Chicago and London: the University of Chicago Press, 2006. Pp. xiv + 242.
$39.
During the last decades a great number of books and articles have dealt
with the history of medieval sexuality. Even when scholars have elaborated
on the differences between medieval and modern sexual behavior and concepts
of human sexuality, most have expected some "cosmic" and "inevitable"
factors like desire, drive, wish, sexual orientation, hetero- or homosexuality,
to determine the actions and reactions of the heres of medieval novels
as well as individuals in modern times. Schultz demonstrates that those
assumptions miss the peculiar character of courtly love. Courtly love
cannot be explained by sexual drives or by interior inclination. "Courtly
love is exogenous" (p. 75), he writes, and the medieval terms for courtly
love "ignore the sex of the participants and the clanking of their anatomophysiological
machinery. They are not rooted in biology" (p. 156). Furthermore, "'Desire'
like 'heterosexuality' conjures up what is, for the Middle Ages, a specious
unity, vitiating distinctions among the medieval terms we must respect
if we want to understand them historically and assimilating them to a
modern notion with which they have only a few elements in common" (p.
76).
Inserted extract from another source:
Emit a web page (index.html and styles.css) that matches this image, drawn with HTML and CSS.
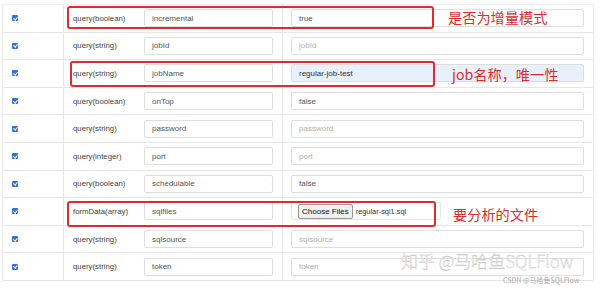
FILE: index.html
```html
<!DOCTYPE html>
<html lang="zh-CN">
<head>
  <meta charset="UTF-8">
  <title>Parameters</title>
  <link rel="stylesheet" href="styles.css">
</head>
<body>
  <div class="sheet">
    <table class="params">
      <tr>
        <td class="check"><span class="box"></span></td>
        <td class="type"><span class="type-name">query(boolean)</span><span class="field">incremental</span></td>
        <td class="value"><span class="field">true</span></td>
      </tr>
      <tr>
        <td class="check"><span class="box"></span></td>
        <td class="type"><span class="type-name">query(string)</span><span class="field">jobId</span></td>
        <td class="value"><span class="field empty">jobId</span></td>
      </tr>
      <tr>
        <td class="check"><span class="box"></span></td>
        <td class="type"><span class="type-name">query(string)</span><span class="field">jobName</span></td>
        <td class="value"><span class="field filled">regular-job-test</span></td>
      </tr>
      <tr>
        <td class="check"><span class="box"></span></td>
        <td class="type"><span class="type-name">query(boolean)</span><span class="field">onTop</span></td>
        <td class="value"><span class="field">false</span></td>
      </tr>
      <tr>
        <td class="check"><span class="box"></span></td>
        <td class="type"><span class="type-name">query(string)</span><span class="field">password</span></td>
        <td class="value"><span class="field empty">password</span></td>
      </tr>
      <tr>
        <td class="check"><span class="box"></span></td>
        <td class="type"><span class="type-name">query(integer)</span><span class="field">port</span></td>
        <td class="value"><span class="field empty">port</span></td>
      </tr>
      <tr>
        <td class="check"><span class="box"></span></td>
        <td class="type"><span class="type-name">query(boolean)</span><span class="field">schedulable</span></td>
        <td class="value"><span class="field">false</span></td>
      </tr>
      <tr>
        <td class="check"><span class="box"></span></td>
        <td class="type"><span class="type-name">formData(array)</span><span class="field">sqlfiles</span></td>
        <td class="value"><span class="file"><span class="file-btn">Choose Files</span>regular-sql1.sql</span></td>
      </tr>
      <tr>
        <td class="check"><span class="box"></span></td>
        <td class="type"><span class="type-name">query(string)</span><span class="field">sqlsource</span></td>
        <td class="value"><span class="field empty">sqlsource</span></td>
      </tr>
      <tr>
        <td class="check"><span class="box"></span></td>
        <td class="type"><span class="type-name">query(string)</span><span class="field">token</span></td>
        <td class="value"><span class="field empty">token</span></td>
      </tr>
    </table>

    <!-- annotations -->
    <div class="mark mark-1"></div>
    <div class="mark mark-2"></div>
    <div class="mark mark-3"></div>
    <div class="note note-1">是否为增量模式</div>
    <div class="note note-2">job名称，唯一性</div>
    <div class="note note-3">要分析的文件</div>

    <div class="wm">知乎 @马哈鱼SQLFlow</div>
    <div class="wm-small">CSDN @马哈鱼SQLFlow</div>
  </div>
</body>
</html>
```

FILE: styles.css
```css
body {
  margin: 0;
  background: #fff;
  font-family: "Liberation Sans", Arial, sans-serif;
}

.sheet {
  position: relative;
  width: 600px;
  height: 289px;
  overflow: hidden;
}

.params {
  margin: 4px 0 0 2px;
  width: 591px;
  border-collapse: collapse;
  table-layout: fixed;
  font-size: 7.8px;
  color: #444;
}

.params tr {
  height: 27.6px;
  border-bottom: 1px solid #e6e6e6;
}

.params tr:first-child {
  border-top: 1px solid #f0f0f0;
}

.params td {
  box-sizing: border-box;
  padding: 0;
  vertical-align: middle;
  white-space: nowrap;
}

.params td.check {
  width: 61px;
  padding-left: 9px;
  border-left: 1px solid #eee;
  border-right: 1px solid #e6e6e6;
}

.box {
  display: block;
  width: 6px;
  height: 6px;
  background: #2f73d9;
  border-radius: 1px;
  position: relative;
}

.box::after {
  content: "";
  position: absolute;
  left: 1.5px;
  top: 0.5px;
  width: 1.5px;
  height: 3px;
  border: solid #fff;
  border-width: 0 1px 1px 0;
  transform: rotate(40deg);
}

.params td.type {
  width: 219px;
  padding-left: 9px;
  border-right: 1px solid #e6e6e6;
}

.type-name,
.type .field {
  display: inline-flex;
  vertical-align: middle;
}

.type-name {
  width: 71px;
}

.field {
  display: flex;
  align-items: center;
  box-sizing: border-box;
  height: 18px;
  padding-left: 7px;
  border: 1px solid #dedede;
  border-radius: 2px;
  color: #555;
  font-size: 8px;
}

.type .field {
  width: 129px;
  align-items: center;
}

.params td.value {
  width: 311px;
  padding-left: 8px;
  border-right: 1px solid #eee;
}

.value .field {
  width: 293px;
}

.field.empty {
  color: #b0b0b0;
}

.field.filled {
  background: #e8f0fe;
  color: #333;
}

.file {
  display: flex;
  align-items: center;
  box-sizing: border-box;
  height: 18px;
  width: 150px;
  padding-left: 6px;
  border: 1px solid #e8e8e8;
  border-radius: 2px;
  color: #333;
  font-size: 7.4px;
}

.file-btn {
  display: inline-block;
  margin-right: 3px;
  padding: 2px 3px;
  background: #efefef;
  border: 1px solid #999;
  border-radius: 2px;
  color: #111;
  font-size: 8px;
}

.mark {
  position: absolute;
  border: 2px solid #e02b2b;
  border-radius: 3px;
  box-sizing: border-box;
}

.mark-1 { left: 67px; top: 6px; width: 367px; height: 23px; }
.mark-2 { left: 70px; top: 61px; width: 365px; height: 26px; }
.mark-3 { left: 67px; top: 201px; width: 369px; height: 26px; }

.note {
  position: absolute;
  font-family: "Noto Sans CJK SC", "Liberation Sans", sans-serif;
  font-size: 14.2px;
  line-height: 1;
  color: #e02b2b;
}

.note-1 { left: 448px; top: 10px; }
.note-2 { left: 452px; top: 67px; }
.note-3 { left: 453px; top: 207px; }

.wm {
  position: absolute;
  left: 401px;
  top: 252px;
  font-family: "Noto Sans CJK SC", "Liberation Sans", sans-serif;
  font-size: 17px;
  font-weight: 300;
  line-height: 1;
  color: #fff;
  -webkit-text-stroke: 0.4px #c4c4c4;
}

.wm-small {
  position: absolute;
  left: 503px;
  top: 277px;
  font-family: "Noto Sans CJK SC", "Liberation Sans", sans-serif;
  font-size: 7px;
  line-height: 1;
  color: #a8a8a8;
}
```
Nevertheless, Schultz's inexorable criticism of the sexualization
of medieval art and philosophy in recent scholarship and his polemics
against its stylish vocabulary are no more based on the old-fashioned
picture of the harmonious spirituality of medieval culture. They try to
answer the questions asked by feminist or queer studies, by anthropologists
and psychologists, but in a historically more adequate way.